By now maybe you’ve seen Edgar Wright’s “Baby Driver.” If not, today is the day. It’s the best movie so far of 2017, a real light touch tour de force that will leave you breathless and applauding at the end.
“Baby Driver” is powered by exceptional performances by everyone– Ansel Elgort, Jon Hamm, Jamie Foxx, Kevin Spacey (worst toupee ever), plus Lily James from “Downton Abbey” (that’s right, Cousin Rose), and Eiza Gonzalez. CJ Jones is kind of a revelation, and there’s a small but memorable turn by Paul Williams (what a great idea).
Then there’s a soundtrack, the likes of which must have taken forever to clear the rights. The Simon & Garfunkel title track is the point of the whole film but you’ve got to work for it– you won’t hear it til the end. First we’re going to hear a lot of songs with the word “baby” most especially the amazing Carla Thomas singing “BABY (Baby)” plus a few versions of “The Harlem Shuffle” and Barry White writ large and placed perfectly. I want that CD! (There’s also Sam & Dave’s “When Something is Wrong with My Baby”– but not enough!)
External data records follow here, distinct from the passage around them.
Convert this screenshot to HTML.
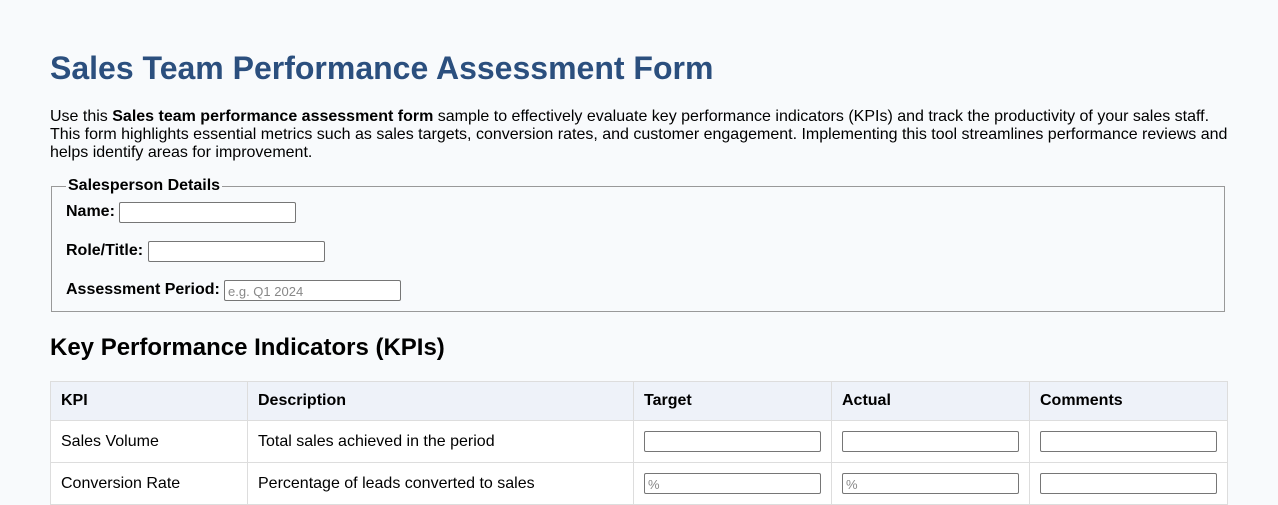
<!DOCTYPE html>
<html><head><meta charset="utf-8"><style>
*{box-sizing:border-box}
body{margin:0;width:1278px;height:501px;overflow:hidden;background:#f8fafc;font-family:"Liberation Sans",Arial,sans-serif;color:#000;position:relative}
h1{position:absolute;left:50px;top:50px;margin:0;font-size:32px;color:#2b4f7e;font-weight:bold}
p{position:absolute;left:50px;top:108px;margin:0;font-size:16px;line-height:18px;width:1182px}
.fs{position:absolute;left:51px;top:186px;width:1174px;height:126px;border:1px solid #999}
.lg{position:absolute;left:66px;top:177px;background:#f8fafc;padding:0 2px;font-weight:bold;font-size:16px}
.lb{position:absolute;left:66px;font-weight:bold;font-size:16px}
.in{position:absolute;width:177px;height:21px;border:1px solid #767676;border-radius:2px;background:#fff;font-size:13px;color:#888;padding:3px 0 0 3px}
h2{position:absolute;left:50px;top:334px;margin:0;font-size:24px;font-weight:bold}
table{position:absolute;left:50px;top:381px;border-collapse:collapse;font-size:16px}
td,th{border:1px solid #ddd;text-align:left;padding:0 10px;vertical-align:middle}
th{background:#eef2f9;height:39px}
td{height:42px;background:#fff}
td .in{position:static;display:block}
</style></head><body>
<h1>Sales Team Performance Assessment Form</h1>
<p>Use this <b>Sales team performance assessment form</b> sample to effectively evaluate key performance indicators (KPIs) and track the productivity of your sales staff. This form highlights essential metrics such as sales targets, conversion rates, and customer engagement. Implementing this tool streamlines performance reviews and helps identify areas for improvement.</p>
<div class="fs"></div>
<div class="lg">Salesperson Details</div>
<div class="lb" style="top:203px">Name:</div><div class="in" style="left:119px;top:202px"></div>
<div class="lb" style="top:242px">Role/Title:</div><div class="in" style="left:148px;top:241px"></div>
<div class="lb" style="top:281px">Assessment Period:</div><div class="in" style="left:224px;top:280px">e.g. Q1 2024</div>
<h2>Key Performance Indicators (KPIs)</h2>
<table>
<tr><th style="width:197px">KPI</th><th style="width:386px">Description</th><th style="width:198px">Target</th><th style="width:198px">Actual</th><th style="width:198px">Comments</th></tr>
<tr><td>Sales Volume</td><td>Total sales achieved in the period</td><td><div class="in"></div></td><td><div class="in"></div></td><td><div class="in"></div></td></tr>
<tr><td>Conversion Rate</td><td>Percentage of leads converted to sales</td><td><div class="in">%</div></td><td><div class="in">%</div></td><td><div class="in"></div></td></tr>
</table>
</body></html>
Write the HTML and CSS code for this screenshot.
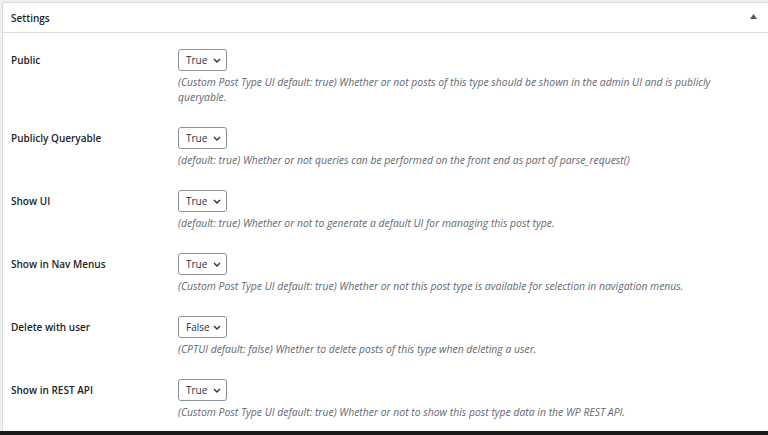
FILE: index.html
```html
<!DOCTYPE html>
<html lang="en">
<head>
<meta charset="utf-8">
<title>Settings</title>
<link rel="stylesheet" href="styles.css">
</head>
<body>
<div class="page">
  <section class="panel">
    <header class="panel-head">
      <h2 class="panel-title">Settings</h2>
      <span class="toggle" aria-hidden="true"><svg width="7" height="5" viewBox="0 0 7 5"><path d="M0 5 L3.5 0 L7 5 Z" fill="#50575e"/></svg></span>
    </header>
    <div class="rows">
      <div class="row">
        <div class="label">Public</div>
        <div class="field">
          <div class="select"><span>True</span><svg class="chev" width="8" height="5" viewBox="0 0 8 5"><path d="M1 1 L4 4 L7 1" fill="none" stroke="#2c3338" stroke-width="1.4"/></svg></div>
          <p class="desc">(Custom Post Type UI default: true) Whether or not posts of this type should be shown in the admin UI and is publicly<br>queryable.</p>
        </div>
      </div>
      <div class="row">
        <div class="label">Publicly Queryable</div>
        <div class="field">
          <div class="select"><span>True</span><svg class="chev" width="8" height="5" viewBox="0 0 8 5"><path d="M1 1 L4 4 L7 1" fill="none" stroke="#2c3338" stroke-width="1.4"/></svg></div>
          <p class="desc">(default: true) Whether or not queries can be performed on the front end as part of parse_request()</p>
        </div>
      </div>
      <div class="row">
        <div class="label">Show UI</div>
        <div class="field">
          <div class="select"><span>True</span><svg class="chev" width="8" height="5" viewBox="0 0 8 5"><path d="M1 1 L4 4 L7 1" fill="none" stroke="#2c3338" stroke-width="1.4"/></svg></div>
          <p class="desc">(default: true) Whether or not to generate a default UI for managing this post type.</p>
        </div>
      </div>
      <div class="row">
        <div class="label">Show in Nav Menus</div>
        <div class="field">
          <div class="select"><span>True</span><svg class="chev" width="8" height="5" viewBox="0 0 8 5"><path d="M1 1 L4 4 L7 1" fill="none" stroke="#2c3338" stroke-width="1.4"/></svg></div>
          <p class="desc">(Custom Post Type UI default: true) Whether or not this post type is available for selection in navigation menus.</p>
        </div>
      </div>
      <div class="row">
        <div class="label">Delete with user</div>
        <div class="field">
          <div class="select"><span>False</span><svg class="chev" width="8" height="5" viewBox="0 0 8 5"><path d="M1 1 L4 4 L7 1" fill="none" stroke="#2c3338" stroke-width="1.4"/></svg></div>
          <p class="desc">(CPTUI default: false) Whether to delete posts of this type when deleting a user.</p>
        </div>
      </div>
      <div class="row">
        <div class="label">Show in REST API</div>
        <div class="field">
          <div class="select"><span>True</span><svg class="chev" width="8" height="5" viewBox="0 0 8 5"><path d="M1 1 L4 4 L7 1" fill="none" stroke="#2c3338" stroke-width="1.4"/></svg></div>
          <p class="desc">(Custom Post Type UI default: true) Whether or not to show this post type data in the WP REST API.</p>
        </div>
      </div>
    </div>
  </section>
  <div class="bottom-bar"></div>
</div>
</body>
</html>
```

FILE: styles.css
```css
* { box-sizing: border-box; }
html, body { margin: 0; padding: 0; }
body {
  background: #f0f0f1;
  font-family: "Open Sans", "Noto Sans", Arial, sans-serif;
  color: #1d2327;
  overflow: hidden;
}
.page {
  height: 435px;
  display: flex;
  flex-direction: column;
  padding: 2px 0 0 2px;
}
.panel {
  flex: 1;
  overflow: hidden;
  background: #fff;
  border: 1px solid #dcdcde;
  border-bottom: none;
  margin-right: -10px;
}
.panel-head {
  height: 30px;
  display: flex;
  align-items: center;
  justify-content: space-between;
  padding: 0 0 0 8px;
  border-bottom: 1px solid #dcdcde;
}
.panel-title {
  margin: 0;
  font-size: 10px;
  font-weight: 600;
  color: #1d2327;
}
.toggle {
  display: flex;
  margin-right: 20px;
  padding-bottom: 2px;
}
.rows {
  padding-top: 5px;
}
.row {
  display: flex;
  padding: 11px 0;
}
.label {
  width: 175px;
  padding-left: 8px;
  font-size: 10px;
  font-weight: 600;
  line-height: 22px;
  color: #1d2327;
}
.field {
  display: flex;
  flex-direction: column;
  align-items: flex-start;
}
.select {
  width: 49px;
  height: 22px;
  border: 1px solid #8c8f94;
  border-radius: 3px;
  display: flex;
  align-items: center;
  padding: 0 5px 0 7px;
  font-size: 10px;
  color: #2c3338;
}
.chev { display: block; margin-left: auto; }
.desc {
  margin: 4px 0 0;
  font-size: 10.4px;
  font-style: italic;
  line-height: 15px;
  color: #646970;
}
.bottom-bar {
  height: 4px;
  background: #1a1a1a;
  margin-left: -2px;
}
```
Elgort plays Baby, an ace getaway driver who’s been blackmailed into work by Spacey (looking puffy). The rest of the aforementioned names work for Spacey as armed bankrobbers, and they mean business. They’re shot like villains from the Batman TV show, but Wright resists camp– well almost resists it because Baby’s flirtation with Debora, waitress in the diner where everyone comes and goes, is his nod to nostalgia. (I did love when Baby thought the song “Debora” by T. Rex was by something called Trex.)
Like Bruce Wayne, Baby has lost his parents in a terrible accident. But instead of becoming Batman, he’s just trouble. He lives with his foster father, implausibly by fabulously embodied by CJ Jones as a deaf mute.
All the actions and emotions are heightened, there’s lots of adrenaline, and more than enough character development– for so many characters, they are well delineated. We get a little of everyone’s history. Hamm and Foxx are really outstanding. Hamm is like Don Draper on meth. Foxx just grabs his closeups. And Wright gives everyone their moment, even newish Gonzalez.
All the below the line stuff crackles– crisp cinematography, and mind blowing editing. I sure “Baby Driver” makes it to the Oscars because it’s full of life and originality. It’s what movies can be when no one is interfering. Bravo Edgar Wright.